I shared this story for the first time in a creative writing class. The professor had just shared her own short story, which involved a fire. My classmates didn’t believe me when I said I had been writing this story over and over for years. They assumed it was unoriginal and yawned at the theme of fire. I remember feeling embarrassed and invalidated.
I stopped writing the story when my brother disappeared from my life. It was too painful to consider the story with just my heroine escaping the flames, with no one to trust and no one to turn to. The thought of finishing the story without him in it was unbearable. How on earth would she ever make it alone? The whole thing went up in flames.
Now that I am writing again, my heart is swelling with stories and the beauty of their meaning. I am filled with a love for truth that is woven into the fiber of our experiences.
Jesus was a storyteller. He introduced us to characters we could relate to, stories that seemed familiar, and themes that felt as though they were taken from the pages of our own book.
That story was important to me. It was a way to say, "Hey! I don't think we're doing okay here!" and "I'm not sure we should trust them." As a child, my voice was small. But in that story, I fought fire and stood tall against my enemies.

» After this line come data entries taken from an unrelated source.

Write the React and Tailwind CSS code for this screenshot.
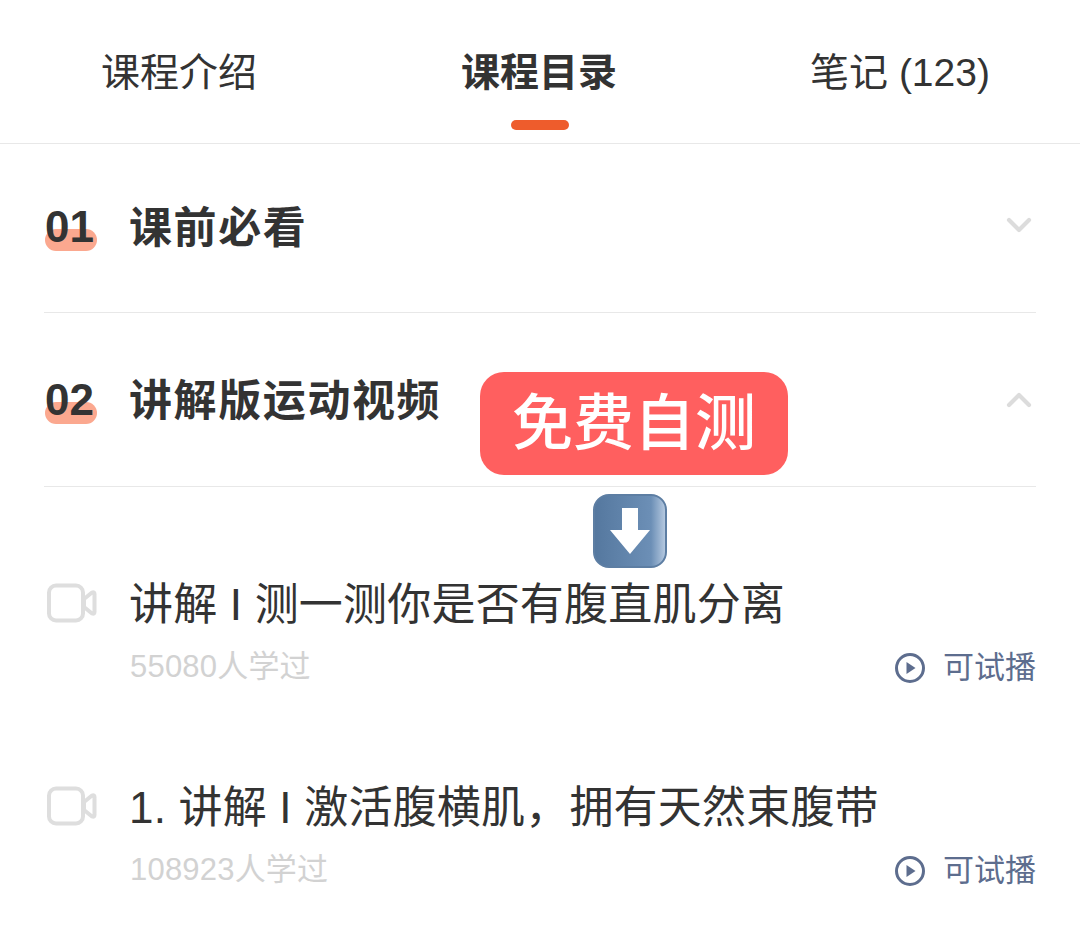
import React from 'react';
import { ChevronDown, ChevronUp } from 'lucide-react';

const VideoIcon = () => (
  <svg width="50" height="40" viewBox="0 0 50 40" fill="none" stroke="#dedede" strokeWidth="4" strokeLinejoin="round" className="shrink-0">
    <rect x="2" y="2.5" width="34" height="35" rx="7" />
    <path d="M37 16 L45 9.5 Q47.5 8.5 47.5 11 V29 Q47.5 31.5 45 30.5 L37 24 Z" />
  </svg>
);

const PlayIcon = () => (
  <svg width="32" height="32" viewBox="0 0 32 32" fill="none" className="shrink-0">
    <circle cx="16" cy="16" r="13.5" stroke="#5d6d8e" strokeWidth="3" />
    <path d="M12.5 10 L21.5 16 L12.5 22 Z" fill="#5d6d8e" />
  </svg>
);

const Section = ({ num, title, open, height, top, chevronTop }) => (
  <div className={`flex justify-between border-b border-[#e8e8e8] ${height}`}>
    <div className={`flex items-start ${top}`}>
      <div className="relative w-[86px] shrink-0">
        <span className="absolute left-[1px] top-[25px] w-[52px] h-[22px] rounded-full bg-[#fba88f]" />
        <span className="relative block -mt-[1px] ml-[1px] text-[44px] leading-[48px] font-bold text-[#333]">{num}</span>
      </div>
      <h2 className="text-[43px] leading-[48px] font-bold text-[#333] tracking-[1.6px] -ml-[1px]">{title}</h2>
    </div>
    <div className={`${chevronTop} -mr-[3px]`}>
      {open
        ? <ChevronUp size={40} color="#dcdcdc" strokeWidth={2.5} />
        : <ChevronDown size={40} color="#dcdcdc" strokeWidth={2.5} />}
    </div>
  </div>
);

const Lesson = ({ title, count, className }) => (
  <div className={`flex ${className}`}>
    <div className="w-[86px] shrink-0 pt-[8px] ml-[3px] -mr-[3px]">
      <VideoIcon />
    </div>
    <div className="flex-1">
      <p className="text-[44px] leading-[60px] text-[#333] tracking-[0.2px] -ml-[1px]">{title}</p>
      <div className="flex items-center justify-between mt-[9px]">
        <span className="text-[31px] leading-[44px] text-[#d2d2d2] tracking-[0.2px]">{count}人学过</span>
        <span className="flex items-center gap-[17px] text-[31px] leading-[44px] text-[#5d6d8e] pt-[2px]">
          <PlayIcon />
          可试播
        </span>
      </div>
    </div>
  </div>
);

export default function App() {
  return (
    <div className="relative h-[932px] w-full overflow-hidden bg-white font-['Liberation_Sans','Noto_Sans_CJK_SC',sans-serif]">
      <div className="grid grid-cols-3 h-[144px] border-b border-[#e8e8e8] text-center text-[39px] text-[#333]">
        <div className="pt-[47px] leading-[52px] -ml-[2px]">课程介绍</div>
        <div className="pt-[47px] leading-[52px] font-bold flex flex-col items-center">
          <span className="-ml-[2px]">课程目录</span>
          <span className="mt-[21px] w-[58px] h-[10px] rounded-full bg-[#ee5c2c]" />
        </div>
        <div className="pt-[47px] leading-[52px]">笔记 (123)</div>
      </div>

      <div className="px-[44px]">
        <Section num="01" title="课前必看" height="h-[169px]" top="pt-[60px]" chevronTop="pt-[61px]" />
        <Section num="02" title="讲解版运动视频" open height="h-[174px]" top="pt-[64px]" chevronTop="pt-[67px]" />
        <Lesson className="pt-[88px]" title="讲解 I 测一测你是否有腹直肌分离" count="55080" />
        <Lesson className="pt-[88px]" title="1. 讲解 I 激活腹横肌，拥有天然束腹带" count="108923" />
      </div>

      <div className="absolute left-[480px] top-[372px] w-[308px] h-[103px] rounded-[24px] bg-[#ff5f5f] flex items-center justify-center pt-[3px] text-[61px] font-medium text-white">
        免费自测
      </div>

      <div className="absolute left-[593px] top-[494px] w-[74px] h-[74px] rounded-[16px] border-2 border-[#5d7ea3] bg-gradient-to-r from-[#55789f] via-[#6c8fb6] via-80% to-[#b4c8df] flex items-center justify-center">
        <svg width="42" height="50" viewBox="0 0 42 50" fill="white">
          <path d="M13 2 H29 V24 H41 L21 48 L1 24 H13 Z" />
        </svg>
      </div>
    </div>
  );
}
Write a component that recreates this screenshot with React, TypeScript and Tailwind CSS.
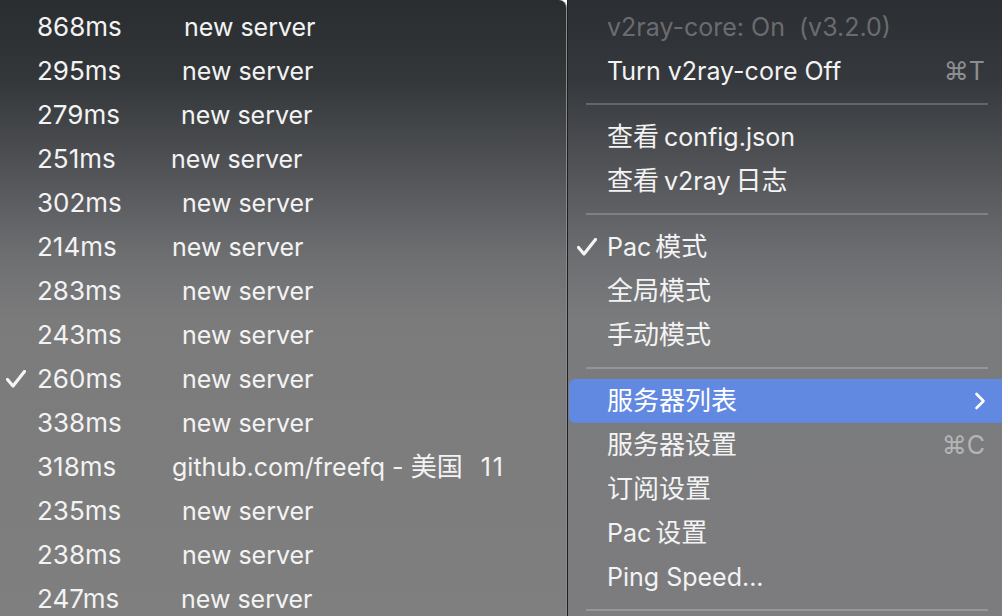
import React from "react";

const Check = ({ className }: { className?: string }) => (
  <svg className={className} width="20" height="18" viewBox="0 0 20 18" fill="none">
    <path d="M1.5 9.5 L7 16 L18.5 1.5" stroke="#f4f4f4" strokeWidth="3.2" strokeLinecap="round" strokeLinejoin="round" />
  </svg>
);

const C = ({ children }: { children: React.ReactNode }) => <span className="text-[26px]">{children}</span>;

type Row = { ms: string; name: React.ReactNode; w: string; checked?: boolean };

const rows: Row[] = [
  { ms: "868ms", name: "new server", w: "w-[147px]" },
  { ms: "295ms", name: "new server", w: "w-[145px]" },
  { ms: "279ms", name: "new server", w: "w-[144px]" },
  { ms: "251ms", name: "new server", w: "w-[134px]" },
  { ms: "302ms", name: "new server", w: "w-[145px]" },
  { ms: "214ms", name: "new server", w: "w-[135px]" },
  { ms: "283ms", name: "new server", w: "w-[145px]" },
  { ms: "243ms", name: "new server", w: "w-[145px]" },
  { ms: "260ms", name: "new server", w: "w-[145px]", checked: true },
  { ms: "338ms", name: "new server", w: "w-[145px]" },
  {
    ms: "318ms",
    name: (
      <>
        github.com/freefq - <C>美国</C>
        <span className="ml-[18px] tracking-[2px]">11</span>
      </>
    ),
    w: "w-[135px]",
  },
  { ms: "235ms", name: "new server", w: "w-[145px]" },
  { ms: "238ms", name: "new server", w: "w-[145px]" },
  { ms: "247ms", name: "new server", w: "w-[144px]" },
];

const Sep = () => (
  <div className="flex h-[22px] items-center pl-[18px] pr-[14px]">
    <div className="h-[2px] w-full bg-white/20" />
  </div>
);

const Item = ({
  children,
  checked,
  shortcut,
  disabled,
}: {
  children: React.ReactNode;
  checked?: boolean;
  shortcut?: string;
  disabled?: boolean;
}) => (
  <div className="flex h-[44px] items-center pr-[17px]">
    <div className="flex w-[39px] items-center pl-[9px]">{checked && <Check />}</div>
    <div className={"flex-1 whitespace-pre " + (disabled ? "text-white/30" : "text-[#f3f3f3]")}>{children}</div>
    {shortcut && <div className="text-white/45">{shortcut}</div>}
  </div>
);

export default function App() {
  return (
    <div
      className="flex h-[616px] w-[1002px] overflow-hidden text-[25px] leading-none"
      style={{ fontFamily: 'Inter, "Noto Sans CJK SC", sans-serif' }}
    >
      <div className="w-[567px] shrink-0 rounded-tr-[8px] border-r border-[#8a8a8a] bg-[linear-gradient(180deg,#2a2d30_0px,#34373a_80px,#54565a_180px,#6f7072_260px,#7b7b7c_320px,#7f7f7f_616px)] pt-[5px] text-[#f3f3f3]">
        {rows.map((r) => (
          <div key={r.ms} className="flex h-[44px] items-center whitespace-pre">
            <div className="flex w-[37px] items-center pl-[6px]">{r.checked && <Check />}</div>
            <div className={r.w + " text-[26px]"}>{r.ms}</div>
            <div>{r.name}</div>
          </div>
        ))}
      </div>
      <div className="w-px shrink-0 bg-[#1d1e20]" />
      <div className="flex-1 bg-[linear-gradient(180deg,#2b2e32_0px,#35383c_80px,#55575b_180px,#6e6f72_260px,#7a7b7d_320px,#7c7c7e_616px)] pt-[5px]">
        <Item disabled>v2ray-core: On  (v3.2.0)</Item>
        <Item shortcut="⌘T">Turn v2ray-core Off</Item>
        <Sep />
        <Item>
          <C>查看</C>
          <span className="ml-[5px]">config.json</span>
        </Item>
        <Item>
          <C>查看</C>
          <span className="mx-[5px]">v2ray</span>
          <C>日志</C>
        </Item>
        <Sep />
        <Item checked>
          Pac<span className="ml-[4px]"><C>模式</C></span>
        </Item>
        <Item>
          <C>全局模式</C>
        </Item>
        <Item>
          <C>手动模式</C>
        </Item>
        <Sep />
        <div className="ml-[1px] flex h-[44px] items-center rounded-l-[6px] bg-[#6189e1] pr-[16px]">
          <div className="w-[38px]" />
          <div className="flex-1 text-[26px] text-white">服务器列表</div>
          <svg width="12" height="18" viewBox="0 0 12 18" fill="none">
            <path d="M2.5 2 L9.5 9 L2.5 16" stroke="white" strokeWidth="2.6" strokeLinecap="round" strokeLinejoin="round" />
          </svg>
        </div>
        <Item shortcut="⌘C">
          <C>服务器设置</C>
        </Item>
        <Item>
          <C>订阅设置</C>
        </Item>
        <Item>
          Pac<span className="ml-[4px]"><C>设置</C></span>
        </Item>
        <Item>Ping Speed...</Item>
        <Sep />
      </div>
    </div>
  );
}
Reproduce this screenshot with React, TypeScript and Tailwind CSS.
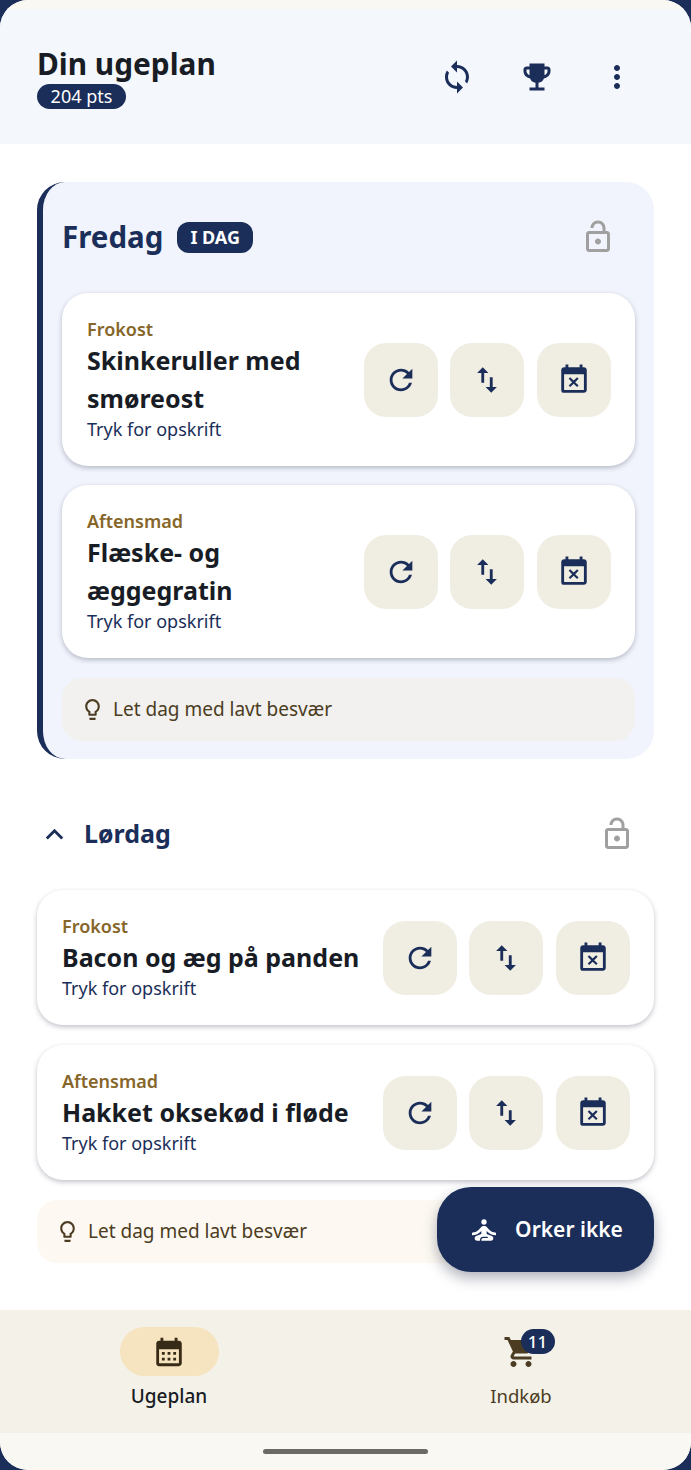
import type { ReactNode } from "react";
import {
  MdSync,
  MdEmojiEvents,
  MdMoreVert,
  MdOutlineLockOpen,
  MdRefresh,
  MdSwapVert,
  MdEventBusy,
  MdExpandLess,
  MdOutlineLightbulb,
  MdSelfImprovement,
  MdShoppingCart,
  MdCalendarMonth,
} from "react-icons/md";

function IconButton({ children }: { children: ReactNode }) {
  return (
    <div className="flex h-[74px] w-[74px] shrink-0 items-center justify-center rounded-[22px] bg-[#f0ede3] text-[#1a2e59]">
      {children}
    </div>
  );
}

function MealCard({ label, title }: { label: string; title: string }) {
  return (
    <div className="flex items-center gap-[5px] rounded-[26px] bg-white py-[25px] pl-[25px] pr-[24px] shadow-[0_2px_5px_rgba(30,35,60,0.28)]">
      <div className="min-w-0 flex-1">
        <p className="text-[18px] leading-[23px] font-semibold text-[#86662a]">{label}</p>
        <p className="text-[25px] leading-[38px] font-bold whitespace-pre-line text-[#181c25]">{title}</p>
        <p className="text-[18px] leading-[24px] text-[#1a2e59]">Tryk for opskrift</p>
      </div>
      <div className="flex shrink-0 gap-[12.6px]">
        <IconButton>
          <MdRefresh size={34} />
        </IconButton>
        <IconButton>
          <MdSwapVert size={34} />
        </IconButton>
        <IconButton>
          <MdEventBusy size={34} />
        </IconButton>
      </div>
    </div>
  );
}

function Hint({ className }: { className: string }) {
  return (
    <div className={`flex h-[63px] items-center gap-[8px] rounded-[20px] pl-[18px] text-[19px] text-[#4b3c22] ${className}`}>
      <MdOutlineLightbulb size={25} />
      <span>Let dag med lavt besvær</span>
    </div>
  );
}

function LockButton() {
  return (
    <div className="flex w-[74px] justify-center text-[#a0a0a0]">
      <MdOutlineLockOpen size={36} />
    </div>
  );
}

export default function App() {
  return (
    <div className="h-[1470px] w-[691px] bg-[#1a2e59] font-['Noto_Sans','Lato',sans-serif]">
      <div className="relative flex h-full flex-col overflow-hidden rounded-[28px] bg-white">
        <div className="h-[9px] bg-[#faf8f3]" />

        <header className="flex h-[135px] items-center justify-between bg-[#f4f7fc] pl-[37px] pr-[37px]">
          <div className="mt-[1px]">
            <h1 className="text-[29.8px] leading-[36px] font-bold text-[#181c25]">Din ugeplan</h1>
            <span className="mt-[2px] block w-[89px] rounded-full bg-[#1a2e59] text-center text-[18px] leading-[25px] text-white">
              204 pts
            </span>
          </div>
          <div className="flex gap-[6px] text-[#1a2e59]">
            <div className="flex w-[74px] justify-center">
              <MdSync size={36} />
            </div>
            <div className="flex w-[74px] justify-center">
              <MdEmojiEvents size={36} />
            </div>
            <div className="flex w-[74px] justify-center">
              <MdMoreVert size={36} />
            </div>
          </div>
        </header>

        <main className="flex-1 px-[37px] pt-[38px]">
          <section className="rounded-[28px] border-l-[6px] border-[#1a2e59] bg-[#f1f4fc] px-[19px] py-[18px]">
            <div className="flex h-[74px] items-center justify-between">
              <div className="flex items-center gap-[14px]">
                <h2 className="text-[29.5px] font-bold text-[#1a2e59]">Fredag</h2>
                <span className="rounded-[12px] bg-[#1a2e59] px-[13px] text-[18px] leading-[31px] font-bold text-white">
                  I DAG
                </span>
              </div>
              <LockButton />
            </div>
            <div className="mt-[19px] flex flex-col gap-[19px]">
              <MealCard label="Frokost" title={"Skinkeruller med\nsmøreost"} />
              <MealCard label="Aftensmad" title={"Flæske- og\næggegratin"} />
              <Hint className="mt-[1px] bg-[#f2f1ef]" />
            </div>
          </section>

          <div className="mt-[47px] flex h-[56px] items-center justify-between">
            <div className="flex items-center gap-[12px] text-[#1a2e59]">
              <MdExpandLess size={35} />
              <h2 className="text-[25px] font-bold">Lørdag</h2>
            </div>
            <LockButton />
          </div>

          <div className="mt-[28px] flex flex-col gap-[20px]">
            <MealCard label="Frokost" title="Bacon og æg på panden" />
            <MealCard label="Aftensmad" title="Hakket oksekød i fløde" />
            <Hint className="bg-[#fdf9f2]" />
          </div>
        </main>

        <div className="absolute left-[437px] top-[1187px] flex h-[85px] w-[217px] items-center justify-center gap-[15px] rounded-[34px] bg-[#1a2e59] text-white shadow-[0_6px_14px_rgba(30,35,60,0.35)]">
          <MdSelfImprovement size={32} />
          <span className="text-[21px] font-semibold">Orker ikke</span>
        </div>

        <nav className="flex h-[123px] justify-between bg-[#f4f1e9] pl-[109px] pr-[110px] pt-[17px]">
          <div className="flex w-[120px] flex-col items-center">
            <div className="flex h-[49px] w-[99px] items-center justify-center rounded-full bg-[#f6e3bf] text-[#372a16]">
              <MdCalendarMonth size={34} />
            </div>
            <span className="mt-[7px] text-[19px] leading-[26px] font-medium text-[#181c25]">Ugeplan</span>
          </div>
          <div className="flex w-[120px] flex-col items-center">
            <div className="relative flex h-[49px] w-[99px] items-center justify-center text-[#4b3c22]">
              <MdShoppingCart size={36} />
              <span className="absolute left-[49px] top-[2px] h-[25px] w-[34px] rounded-full bg-[#1a2e59] text-center text-[17px] leading-[25px] font-medium text-white">
                11
              </span>
            </div>
            <span className="mt-[7px] text-[18.5px] leading-[26px] text-[#4b3c22]">Indkøb</span>
          </div>
        </nav>

        <div className="flex h-[37px] justify-center bg-[#faf8f3] pt-[16px]">
          <div className="h-[5px] w-[165px] rounded-full bg-[#6b6a65]" />
        </div>
      </div>
    </div>
  );
}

Tell the story. Write the truth. Be right where you are. Live passionately with the gifts you have been given. Recall a time where you were filled with life and consider what fueled you. It may have been as far back as childhood, when your cares were less. What cares are holding you back now? Tend to them. Where do you find healing? For me, it's always God. A different route, but always the same destination.
It is in our nature to tell stories, whether written or spoken. It is in our nature to be known. It is not in our nature to go up in flames.